Our foursomes pairing as well as order of play was retained from the previous day. In contrast to the first matchday, Andy was first to start walking back to the clubhouse after having seen off his opponent with a 5&4 win. As he walked down the fifteenth, the foursomes’ pair were four up with four holes to go. An errant tee shot by Liechtenstein forced them to drop a ball under penalty which led to Nick and Ruud winning the hole and the match 5&3. JJ struggled all day against one of the better players in the field and eventually lost 2&1. Still with two great wins, Malta had made it to the final round. Their opponents – Croatia – the host country who had beaten Hungary 2 matches to 1.

On the basis never to change a winning horse, the foursomes’ pair as well as the sequence of play were retained for the final matches. Nick and Ruud struggled from the start and just could not get into the swing of things – literally. After a winning streak of five matches from five over the last two editions of the ETSC, they had to bow down to the might of their opponents with a 6&5 loss. This meant that for Malta to win gold both single matches had to be won. Playing again against one of the strongest players in the tournament, JJ went down early from the start and was four down by the first nine holes. He then got his mojo back and rallied with successive birdies to bring the match to only one down. With Andy playing behind, and better as the holes progressed, this gave the team a shimmer of hope. JJ then lost the 14th to get him back to two down which position the Croatian boy defended with straight pars until the 17th to win the match 2&1. Gold for Croatia was thus secured. In the meantime, Andy had gone two up playing the 16th but his effort was in vain and sportsmanship demanded that Andy concedes a draw enabling everyone to return to the clubhouse.

I can vouch that this was a most difficult duel in the sun for our players – not for one round but throughout the five days of golf. Yet again it was wonderful to experience and so great to be part of.

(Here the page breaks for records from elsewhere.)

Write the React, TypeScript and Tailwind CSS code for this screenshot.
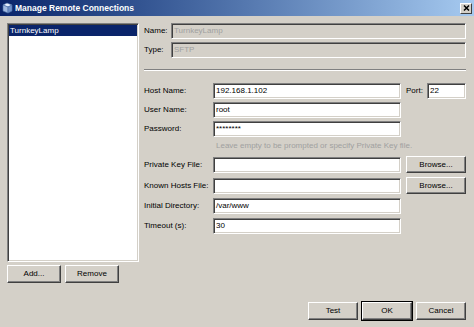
import React from "react";

const fieldCls =
  "h-[16px] bg-white border border-t-[#808080] border-l-[#808080] border-r-white border-b-white shadow-[inset_1px_1px_0_#404040,inset_-1px_-1px_0_#d4d0c8] flex items-center px-[2px] text-[8px] text-black leading-none";
const btnCls =
  "flex items-center justify-center bg-[#d4d0c8] border border-t-white border-l-white border-r-[#404040] border-b-[#404040] shadow-[inset_-1px_-1px_0_#808080] text-[8px] text-black leading-none";

function Field({ className = "", value = "" }: { className?: string; value?: string }) {
  return <div className={`${fieldCls} ${className}`}>{value}</div>;
}

function Row({ label, children, className = "" }: { label: string; children?: React.ReactNode; className?: string }) {
  return (
    <div className={`flex items-center ${className}`}>
      <div className="w-[69px] text-[8px] leading-none text-black">{label}</div>
      {children}
    </div>
  );
}

export default function App() {
  return (
    <div className="w-[474px] h-[327px] bg-[#d4d0c8] flex flex-col overflow-hidden font-['Liberation_Sans',Arial,sans-serif]">
      {/* Title bar */}
      <div className="h-[16px] flex items-center bg-linear-to-r from-[#0a246a] to-[#a6caf0] pl-[2px] pr-[2px]">
        <svg width="11" height="12" viewBox="0 0 11 12">
          <polygon points="1,3 5,1 10,3 6,5" fill="#e8f0ff" stroke="#4a6fa8" strokeWidth="0.6" />
          <polygon points="1,3 6,5 6,11 1,9" fill="#9fb8e0" stroke="#4a6fa8" strokeWidth="0.6" />
          <polygon points="6,5 10,3 10,9 6,11" fill="#6f8fc8" stroke="#4a6fa8" strokeWidth="0.6" />
        </svg>
        <div className="ml-[2px] text-white font-bold text-[8.5px] leading-none">Manage Remote Connections</div>
        <div className="ml-auto w-[12px] h-[11px] bg-[#d4d0c8] border border-t-white border-l-white border-r-[#404040] border-b-[#404040] flex items-center justify-center">
          <svg width="7" height="6" viewBox="0 0 7 6">
            <path d="M1 0.5 L6 5.5 M6 0.5 L1 5.5" stroke="#000" strokeWidth="1.5" />
          </svg>
        </div>
      </div>

      {/* Body */}
      <div className="flex flex-1">
        {/* Left column */}
        <div className="ml-[7px] mt-[7px] flex flex-col">
          <div className="w-[132px] h-[239px] bg-white border border-t-[#808080] border-l-[#808080] border-r-white border-b-white shadow-[inset_1px_1px_0_#404040,inset_-1px_-1px_0_#d4d0c8] p-[1px]">
            <div className="h-[11px] bg-[#0a246a] text-white text-[8px] leading-none flex items-center pl-[1px]">TurnkeyLamp</div>
          </div>
          <div className="flex gap-[4px] mt-[3px]">
            <div className={`${btnCls} w-[54px] h-[18px]`}>Add...</div>
            <div className={`${btnCls} w-[54px] h-[18px]`}>Remove</div>
          </div>
        </div>

        {/* Right column */}
        <div className="ml-[5px] mt-[7px] w-[322px] flex flex-col">
          <div className="flex items-center">
            <div className="w-[27px] text-[8px] leading-none">Name:</div>
            <div className={`${fieldCls} flex-1 !bg-[#d4d0c8] !text-[#a0a0a0]`}>TurnkeyLamp</div>
          </div>
          <div className="flex items-center mt-[3px]">
            <div className="w-[27px] text-[8px] leading-none">Type:</div>
            <div className={`${fieldCls} flex-1 !bg-[#d4d0c8] !text-[#a0a0a0]`}>SFTP</div>
          </div>
          <div className="mt-[11px] h-[2px] border-t border-t-[#808080] border-b border-b-white" />

          <Row label="Host Name:" className="mt-[12px]">
            <Field className="w-[188px]" value="192.168.1.102" />
            <div className="ml-[5px] w-[21px] text-[8px] leading-none">Port:</div>
            <Field className="w-[39px]" value="22" />
          </Row>
          <Row label="User Name:" className="mt-[3px]">
            <Field className="w-[188px]" value="root" />
          </Row>
          <Row label="Password:" className="mt-[3px]">
            <Field className="w-[188px]" value="********" />
          </Row>
          <div className="mt-[4px] h-[10px] pl-[72px] text-[8px] leading-[10px] text-[#a0a0a0]">
            Leave empty to be prompted or specify Private Key file.
          </div>

          <Row label="Private Key File:" className="mt-[5px] h-[17px]">
            <Field className="w-[188px]" />
            <div className={`${btnCls} ml-[5px] w-[60px] h-[17px]`}>Browse...</div>
          </Row>
          <Row label="Known Hosts File:" className="mt-[4px] h-[17px]">
            <Field className="w-[188px]" />
            <div className={`${btnCls} ml-[5px] w-[60px] h-[17px]`}>Browse...</div>
          </Row>
          <Row label="Initial Directory:" className="mt-[4px]">
            <Field className="w-[188px]" value="/var/www" />
          </Row>
          <Row label="Timeout (s):" className="mt-[4px]">
            <Field className="w-[188px]" value="30" />
          </Row>
        </div>
      </div>

      {/* Footer */}
      <div className="flex justify-end gap-[4px] pr-[8px] pb-[7px]">
        <div className={`${btnCls} w-[50px] h-[18px]`}>Test</div>
        <div className={`${btnCls} w-[50px] h-[18px] outline outline-1 outline-black -outline-offset-0`}>OK</div>
        <div className={`${btnCls} w-[50px] h-[18px]`}>Cancel</div>
      </div>
    </div>
  );
}
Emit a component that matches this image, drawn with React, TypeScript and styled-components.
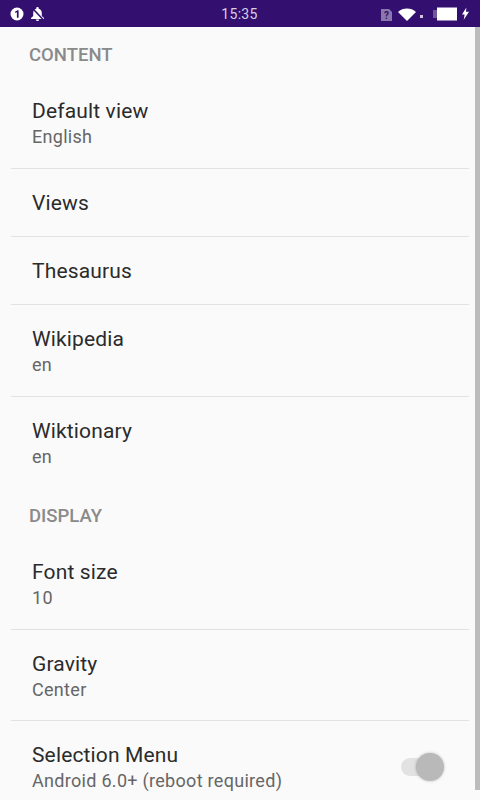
import React from "react";
import styled, { createGlobalStyle } from "styled-components";

const Global = createGlobalStyle`
  html, body { margin: 0; padding: 0; background: #fafafa; }
  body { font-family: Roboto, "Liberation Sans", sans-serif; }
`;

const Screen = styled.div`
  position: relative;
  width: 480px;
  height: 800px;
  overflow: hidden;
  background: #fafafa;
`;

const StatusBar = styled.header`
  height: 27px;
  background: #330f70;
  color: #fff;
  display: grid;
  grid-template-columns: 1fr auto 1fr;
  align-items: center;
  padding: 0 11px 0 10px;
  box-sizing: border-box;
`;

const StatusGroup = styled.div<{ $end?: boolean }>`
  display: flex;
  align-items: center;
  justify-content: ${(p) => (p.$end ? "flex-end" : "flex-start")};
`;

const Clock = styled.span`
  font-size: 14px;
  color: #d6cfe4;
  letter-spacing: 0.3px;
`;

const List = styled.main`
  display: flex;
  flex-direction: column;
`;

const SectionHeader = styled.h2`
  margin: 0;
  height: 50px;
  box-sizing: border-box;
  padding: 5px 0 0 29px;
  display: flex;
  align-items: center;
  font-size: 18.5px;
  font-weight: 500;
  color: #8a8a8a;
`;

const Row = styled.div<{ $height: number; $last?: boolean }>`
  height: ${(p) => p.$height}px;
  box-sizing: border-box;
  margin: 0 11px;
  padding: 23px 32px 0 21px;
  display: flex;
  align-items: flex-start;
  justify-content: space-between;
  border-bottom: ${(p) => (p.$last ? "none" : "1px solid #e2e2e2")};
`;

const RowText = styled.div`
  display: flex;
  flex-direction: column;
  gap: 4px;
`;

const Title = styled.div`
  font-size: 21px;
  line-height: 22px;
  color: #2b2b2b;
  letter-spacing: 0.15px;
`;

const Subtitle = styled.div`
  font-size: 18px;
  line-height: 22px;
  color: #666;
  letter-spacing: 0.3px;
`;

const Toggle = styled.div`
  position: relative;
  margin-top: 14px;
  width: 36px;
  height: 18px;
  border-radius: 9px;
  background: #e2e2e2;
`;

const Knob = styled.div`
  position: absolute;
  right: -7px;
  top: -5px;
  width: 28px;
  height: 28px;
  border-radius: 50%;
  background: #b9b9b9;
  box-shadow: 0 0 3px rgba(0, 0, 0, 0.25);
`;

const Scrollbar = styled.div`
  position: absolute;
  right: 0;
  top: 27px;
  width: 5px;
  height: 763px;
  background: #bcbcbc;
`;

const Icon = styled.svg<{ $gap?: number; $drop?: number }>`
  display: block;
  flex: none;
  margin-left: ${(p) => p.$gap ?? 0}px;
  margin-top: ${(p) => p.$drop ?? 0}px;
`;

const InfoIcon = () => (
  <Icon width="14" height="14" viewBox="0 0 14 14">
    <circle cx="7" cy="7" r="6.5" fill="#fff" />
    <path d="M5.2 4.6 7.6 3.3h1v7.4H6.9V5.3L5.2 6z" fill="#330f70" />
  </Icon>
);

const BellOffIcon = () => (
  <Icon $gap={6} width="15" height="14" viewBox="0 0 15 14">
    <path d="M7.500 0c.7 0 1.200.5 1.200 1.100v.6c2 .5 3.100 2.200 3.100 4.200v3L14 11v1H1v-1l2.200-2.100v-3c0-2 1.100-3.700 3.100-4.200v-.6C6.300.5 6.800 0 7.500 0z" fill="#fff" />
    <path d="M5.800 12.500h3.400c0 .9-.8 1.500-1.700 1.500s-1.700-.6-1.700-1.500z" fill="#fff" />
    <path d="M2 .8 13 12.500" stroke="#330f70" strokeWidth="1.500" />
  </Icon>
);

const SimIcon = () => (
  <Icon $drop={2} width="11" height="12" viewBox="0 0 11 12">
    <path d="M0 0h8L11 3v9H0z" fill="#8b78ab" />
    <text x="5.500" y="10" fontSize="10" fontWeight="700" textAnchor="middle" fontFamily="Roboto, sans-serif" fill="#330f70">?</text>
  </Icon>
);

const WifiIcon = () => (
  <Icon $gap={6} $drop={1} width="18" height="13" viewBox="0 0 18 13">
    <path d="M0 4C2.500 1.500 5.500.5 9 .5s6.500 1 9 3.500l-9 9z" fill="#fff" />
  </Icon>
);

const Dot = styled.span`
  width: 3px;
  height: 3px;
  background: #cfc7de;
  margin: 6px 0 0 4px;
  flex: none;
`;

const BatteryIcon = () => (
  <Icon $gap={10} width="24" height="14" viewBox="0 0 24 14">
    <rect x="0" y="3" width="4" height="8" fill="#6f5a95" />
    <rect x="4" y="0.500" width="20" height="13" fill="#fff" />
  </Icon>
);

const BoltIcon = () => (
  <Icon $gap={5} width="7" height="13" viewBox="0 0 8 14">
    <path d="M5 0 0 8h3l-1 6 6-9H4.500z" fill="#fff" />
  </Icon>
);

type Item = { title: string; subtitle?: string; height: number; last?: boolean };

const content: Item[] = [
  { title: "Default view", subtitle: "English", height: 92 },
  { title: "Views", height: 68 },
  { title: "Thesaurus", height: 68 },
  { title: "Wikipedia", subtitle: "en", height: 91.5 },
  { title: "Wiktionary", subtitle: "en", height: 91.5, last: true },
];

const display: Item[] = [
  { title: "Font size", subtitle: "10", height: 91.5 },
  { title: "Gravity", subtitle: "Center", height: 91.5 },
];

const Entry = ({ title, subtitle, height, last, children }: Item & { children?: React.ReactNode }) => (
  <Row $height={height} $last={last}>
    <RowText>
      <Title>{title}</Title>
      {subtitle && <Subtitle>{subtitle}</Subtitle>}
    </RowText>
    {children}
  </Row>
);

export default function App() {
  return (
    <Screen>
      <Global />
      <StatusBar>
        <StatusGroup>
          <InfoIcon />
          <BellOffIcon />
        </StatusGroup>
        <Clock>15:35</Clock>
        <StatusGroup $end>
          <SimIcon />
          <WifiIcon />
          <Dot />
          <BatteryIcon />
          <BoltIcon />
        </StatusGroup>
      </StatusBar>
      <List>
        <SectionHeader>CONTENT</SectionHeader>
        {content.map((i) => (
          <Entry key={i.title} {...i} />
        ))}
        <SectionHeader>DISPLAY</SectionHeader>
        {display.map((i) => (
          <Entry key={i.title} {...i} />
        ))}
        <Entry title="Selection Menu" subtitle="Android 6.0+ (reboot required)" height={91} last>
          <Toggle>
            <Knob />
          </Toggle>
        </Entry>
      </List>
      <Scrollbar />
    </Screen>
  );
}
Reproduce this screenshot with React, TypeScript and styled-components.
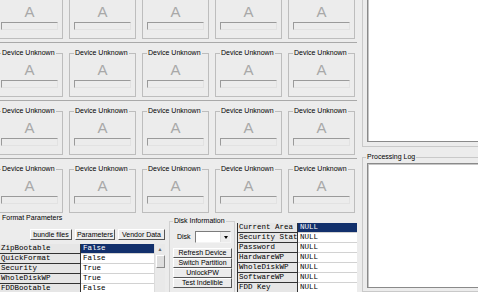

For all of this, we are thankful for the EGA and the Croatian Golf Federation for organising and hosting this event, for the funding received from the R&A and Sport Malta to enable us to participate, for the PGA’s of Europe to provide, through Ian Peek, the professional coaching during the tournament. Our gratitude is also extended in no lesser terms to Nike Golf and Bortex Fine Tailoring who provided the playing kit and official uniforms respectively making our team feel good and look smart throughout the week.